Community Property Considerations
In addressing the community property implications, the court reaffirmed that the husband, as the manager of community property, could incur debts on behalf of the community. The court determined that even if George executed the mortgage without his wife's consent, the mortgage still functioned validly as a security interest for the community’s debt related to the property. The ruling acknowledged that the wife's interest in the community property was contingent upon the husband’s management and actions regarding property transactions. Thus, the court reasoned that the mortgage's validity remained intact, as it was tied to the community property acquired by George for the benefit of both spouses. The mortgage, having been properly recorded, established a clear lien that the community property would remain subject to until the associated debt was fulfilled.

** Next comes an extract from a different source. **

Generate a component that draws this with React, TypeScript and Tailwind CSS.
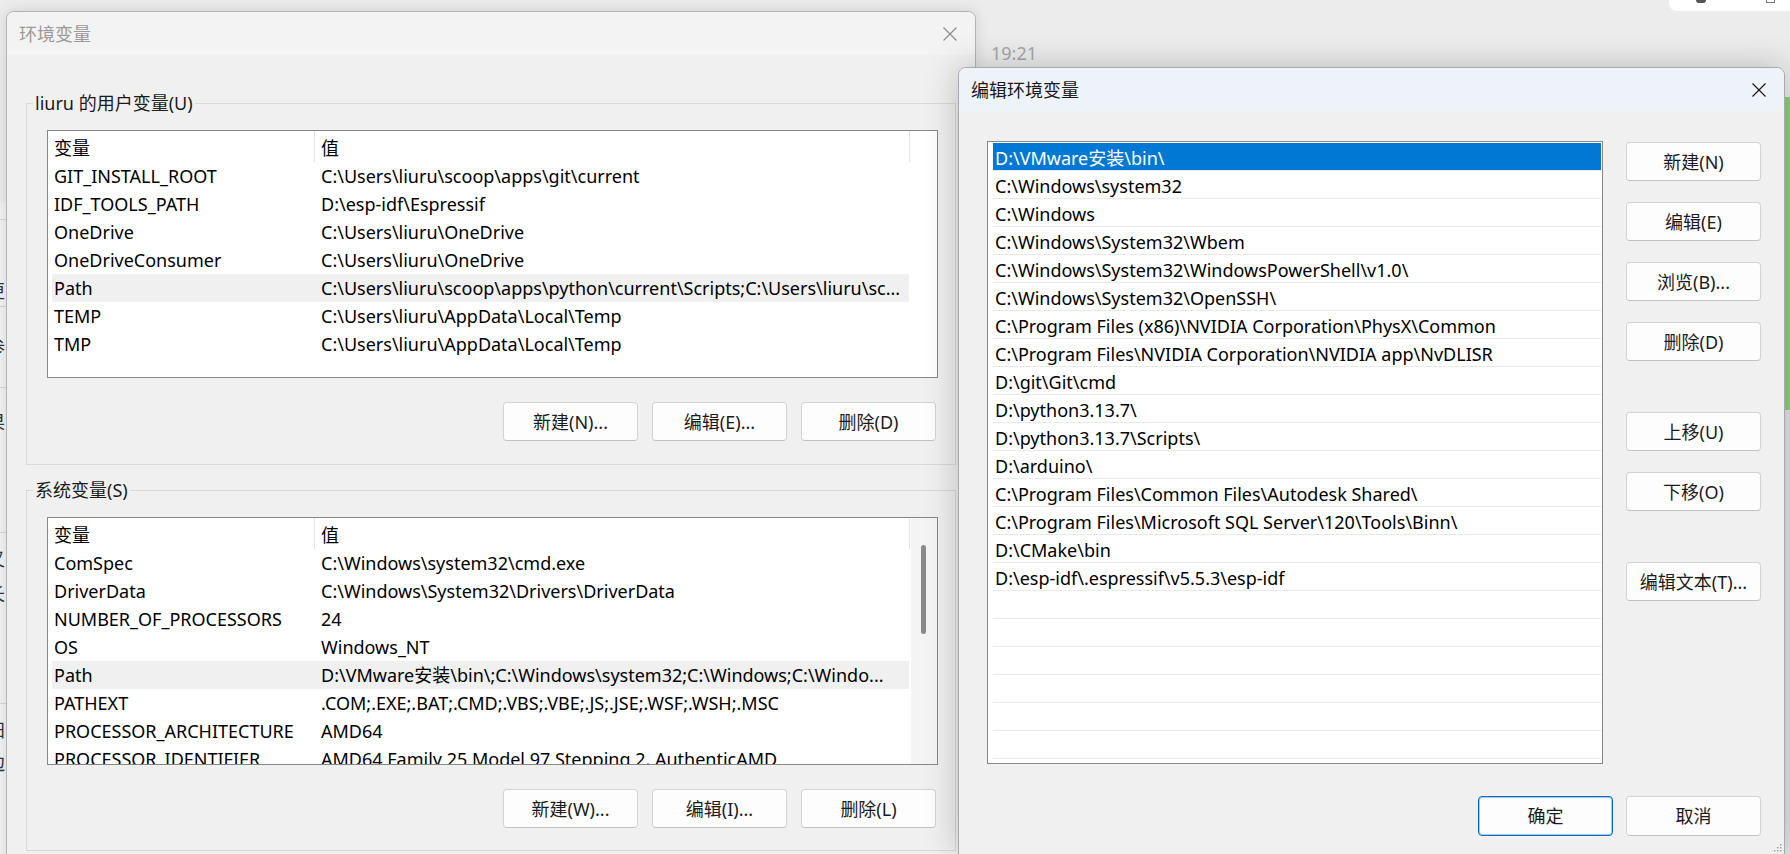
import clsx from 'clsx';
import type { ReactNode } from 'react';

type Row = [string, string];

const userVars: Row[] = [
  ['GIT_INSTALL_ROOT', 'C:\\Users\\liuru\\scoop\\apps\\git\\current'],
  ['IDF_TOOLS_PATH', 'D:\\esp-idf\\Espressif'],
  ['OneDrive', 'C:\\Users\\liuru\\OneDrive'],
  ['OneDriveConsumer', 'C:\\Users\\liuru\\OneDrive'],
  ['Path', 'C:\\Users\\liuru\\scoop\\apps\\python\\current\\Scripts;C:\\Users\\liuru\\sc...'],
  ['TEMP', 'C:\\Users\\liuru\\AppData\\Local\\Temp'],
  ['TMP', 'C:\\Users\\liuru\\AppData\\Local\\Temp'],
];

const sysVars: Row[] = [
  ['ComSpec', 'C:\\Windows\\system32\\cmd.exe'],
  ['DriverData', 'C:\\Windows\\System32\\Drivers\\DriverData'],
  ['NUMBER_OF_PROCESSORS', '24'],
  ['OS', 'Windows_NT'],
  ['Path', 'D:\\VMware安装\\bin\\;C:\\Windows\\system32;C:\\Windows;C:\\Windo...'],
  ['PATHEXT', '.COM;.EXE;.BAT;.CMD;.VBS;.VBE;.JS;.JSE;.WSF;.WSH;.MSC'],
  ['PROCESSOR_ARCHITECTURE', 'AMD64'],
  ['PROCESSOR_IDENTIFIER', 'AMD64 Family 25 Model 97 Stepping 2, AuthenticAMD'],
];

const pathEntries = [
  'D:\\VMware安装\\bin\\',
  'C:\\Windows\\system32',
  'C:\\Windows',
  'C:\\Windows\\System32\\Wbem',
  'C:\\Windows\\System32\\WindowsPowerShell\\v1.0\\',
  'C:\\Windows\\System32\\OpenSSH\\',
  'C:\\Program Files (x86)\\NVIDIA Corporation\\PhysX\\Common',
  'C:\\Program Files\\NVIDIA Corporation\\NVIDIA app\\NvDLISR',
  'D:\\git\\Git\\cmd',
  'D:\\python3.13.7\\',
  'D:\\python3.13.7\\Scripts\\',
  'D:\\arduino\\',
  'C:\\Program Files\\Common Files\\Autodesk Shared\\',
  'C:\\Program Files\\Microsoft SQL Server\\120\\Tools\\Binn\\',
  'D:\\CMake\\bin',
  'D:\\esp-idf\\.espressif\\v5.5.3\\esp-idf',
  '', '', '', '', '', '',
];

// bits of the window lying behind, only its right edge shows
const behindGlyphs = [
  { ch: '更', top: 'top-[75px]' },
  { ch: '参', top: 'top-[131px]' },
  { ch: '果', top: 'top-[206px]' },
  { ch: '又', top: 'top-[343px]' },
  { ch: '长', top: 'top-[378px]' },
  { ch: '阳', top: 'top-[514px]' },
  { ch: '边', top: 'top-[547px]' },
];

function CloseIcon({ className }: { className?: string }) {
  return (
    <svg viewBox="0 0 16 16" className={clsx('h-[16px] w-[16px] shrink-0', className)} fill="none" stroke="currentColor" strokeWidth={1.2}>
      <path d="M1.5 1.5l13 13M14.5 1.5l-13 13" />
    </svg>
  );
}

function Button({ children, primary, className }: { children: ReactNode; primary?: boolean; className?: string }) {
  return (
    <button
      type="button"
      className={clsx(
        'flex h-[39px] w-[135px] shrink-0 items-center justify-center rounded-[4px] border bg-[#fdfdfd] leading-none text-[#1b1b1b]',
        primary ? 'border-[#0067c0] shadow-[inset_0_0_0_1px_rgba(0,103,192,0.35)]' : 'border-[#d3d3d3] border-b-[#c2c2c2]',
        className,
      )}
    >
      {children}
    </button>
  );
}

function VarList({ rows, selected, scrollbar }: { rows: Row[]; selected: string; scrollbar?: boolean }) {
  return (
    <div className="flex h-[248px] w-[891px] overflow-hidden border border-[#878787] bg-white">
      <div className="min-w-0 flex-1">
        <div className="flex h-[31px] pl-[4px]">
          <div className="w-[262px] shrink-0 pl-[2px] pt-[3px] leading-[28px]">变量</div>
          <div className="w-[595px] shrink-0 border-l border-[#e3e3e3] pl-[6px] pt-[3px] leading-[28px]">值</div>
          <div className="flex-1 border-l border-[#e3e3e3]" />
        </div>
        {rows.map(([name, value]) => (
          <div key={name} className={clsx('ml-[4px] flex h-[28px] w-[857px] leading-[28px]', name === selected && 'bg-[#f0f0f0]')}>
            <div className="w-[262px] shrink-0 overflow-hidden whitespace-nowrap pl-[2px]">{name}</div>
            <div className="w-[595px] shrink-0 overflow-hidden whitespace-nowrap pl-[7px]">{value}</div>
          </div>
        ))}
      </div>
      {scrollbar && (
        <div className="w-[26px] shrink-0 bg-[#f4f4f4]">
          <div className="ml-[10px] mt-[27px] h-[89px] w-[5px] rounded-full bg-[#8a8a8a]" />
        </div>
      )}
    </div>
  );
}

function GroupBox({ label, className, children }: { label: string; className?: string; children: ReactNode }) {
  return (
    <fieldset className={clsx('border border-[#d9d9d9] pl-[6px] pt-[14px]', className)}>
      <legend className="px-[2px] leading-[26px] text-[#1b1b1b]">{label}</legend>
      <div className="ml-[14px]">{children}</div>
    </fieldset>
  );
}

function ButtonRow({ labels }: { labels: string[] }) {
  return (
    <div className="mt-[24px] flex w-[891px] justify-end gap-[14px] pr-[2px]">
      {labels.map((l) => (
        <Button key={l}>{l}</Button>
      ))}
    </div>
  );
}

export default function App() {
  return (
    <div className="relative h-[854px] w-[1790px] overflow-hidden bg-[#ececec] font-['Noto_Sans','Noto_Sans_CJK_SC',sans-serif] text-[18px] text-black">
      {/* window behind on the left edge */}
      <div className="absolute left-0 top-[203px] h-[651px] w-[6px] overflow-hidden bg-[#f2f2f2]">
        <div className="h-[17px] border-b border-[#d6d6d6]" />
        <div className="mt-[86px] border-b border-[#d6d6d6]" />
        <div className="mt-[80px] border-b border-[#d6d6d6]" />
        <div className="mt-[144px] border-b border-[#d6d6d6]" />
        <div className="mt-[170px] border-b border-[#d6d6d6]" />
        {behindGlyphs.map((g) => (
          <span key={g.ch} className={clsx('absolute left-[-13px] leading-[26px] text-[#333]', g.top)}>{g.ch}</span>
        ))}
      </div>

      {/* desktop bits */}
      <span className="absolute left-[991px] top-[40px] leading-[26px] text-[#a6a6a6]">19:21</span>
      <div className="absolute right-0 top-0 flex h-[11px] w-[121px] items-start gap-[60px] rounded-bl-[8px] bg-white pl-[27px]">
        <div className="h-[3px] w-[10px] rounded-b-full bg-[#555]" />
        <div className="h-[3px] w-[9px] border-x border-b border-[#777]" />
      </div>
      <div className="absolute left-[1785px] top-[97px] h-[313px] w-[5px] bg-[#8fd080]" />
      <div className="absolute left-[1785px] top-[410px] h-[444px] w-[5px] bg-[#e2e4e8]" />

      {/* 环境变量 */}
      <div className="absolute left-[6px] top-[11px] h-[870px] w-[970px] rounded-t-[8px] border border-[#b4b4b4] bg-[#f0f0f0] shadow-[0_0_14px_rgba(0,0,0,0.12)]">
        <div className="flex h-[43px] items-center justify-between rounded-t-[7px] bg-[#f3f3f3] pl-[12px] pr-[17px]">
          <span className="leading-[26px] text-[#9a9a9a]">环境变量</span>
          <CloseIcon className="text-[#8c8c8c]" />
        </div>
        <div className="px-[19px] pt-[35px]">
          <GroupBox label="liuru 的用户变量(U)" className="pb-[23px]">
            <VarList rows={userVars} selected="Path" />
            <ButtonRow labels={['新建(N)...', '编辑(E)...', '删除(D)']} />
          </GroupBox>
          <GroupBox label="系统变量(S)" className="mt-[12px] pb-[22px]">
            <VarList rows={sysVars} selected="Path" scrollbar />
            <ButtonRow labels={['新建(W)...', '编辑(I)...', '删除(L)']} />
          </GroupBox>
        </div>
      </div>

      {/* 编辑环境变量 */}
      <div className="absolute left-[958px] top-[67px] h-[788px] w-[827px] rounded-t-[8px] border border-[#a9a9a9] bg-[#f0f0f0] shadow-[0_0_34px_rgba(0,0,0,0.22)]">
        <div className="flex h-[43px] items-center justify-between rounded-t-[7px] bg-[#eef2f9] pl-[12px] pr-[17px]">
          <span className="leading-[26px] text-[#1a1a1a]">编辑环境变量</span>
          <CloseIcon className="text-[#1a1a1a]" />
        </div>
        <div className="pl-[28px] pr-[23px] pt-[30px]">
          <div className="flex gap-[23px]">
            <div className="h-[623px] w-[616px] shrink-0 overflow-hidden border border-[#878787] bg-white pl-[5px] pr-[1px] pt-[1px]">
              {pathEntries.map((p, i) => (
                <div
                  key={i}
                  className={clsx(
                    'h-[28px] overflow-hidden whitespace-nowrap border-b border-[#e9e9e9] pl-[2px] leading-[30px]',
                    i === 0 && 'bg-[#0078d4] text-white',
                  )}
                >
                  {p}
                </div>
              ))}
            </div>
            <div className="flex w-[135px] flex-col pt-[1px]">
              <Button>新建(N)</Button>
              <Button className="mt-[21px]">编辑(E)</Button>
              <Button className="mt-[21px]">浏览(B)...</Button>
              <Button className="mt-[21px]">删除(D)</Button>
              <Button className="mt-[51px]">上移(U)</Button>
              <Button className="mt-[21px]">下移(O)</Button>
              <Button className="mt-[51px]">编辑文本(T)...</Button>
            </div>
          </div>
          <div className="mt-[32px] flex justify-end gap-[13px]">
            <Button primary className="h-[40px]">确定</Button>
            <Button className="h-[40px]">取消</Button>
          </div>
        </div>
        <svg viewBox="0 0 8 8" className="absolute bottom-[2px] right-[2px] h-[8px] w-[8px] text-[#9a9a9a]" fill="currentColor">
          <rect x="6" y="0" width="1.4" height="1.4" />
          <rect x="3" y="3" width="1.4" height="1.4" />
          <rect x="6" y="3" width="1.4" height="1.4" />
          <rect x="0" y="6" width="1.4" height="1.4" />
          <rect x="3" y="6" width="1.4" height="1.4" />
          <rect x="6" y="6" width="1.4" height="1.4" />
        </svg>
      </div>
    </div>
  );
}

Conclusion on Foreclosure Rights
Ultimately, the court concluded that Davidson had the right to foreclose on the mortgage given its validity and the fact that it was recorded before Click’s purchase. The ruling underscored the equitable principle that a vendor should not be deprived of their claim to unpaid purchase money, even in the face of subsequent transactions. The court affirmed that the execution of the mortgage established not only a legal claim but also a moral obligation for the homeowner to satisfy the debt associated with the property. In light of these considerations, the court found no errors in the trial court's judgment and thus upheld the foreclosure rights of Davidson, allowing the mortgage to be enforced against Click's claim. The court’s decision reinforced the importance of recording real estate transactions and the protections afforded to vendors in property law.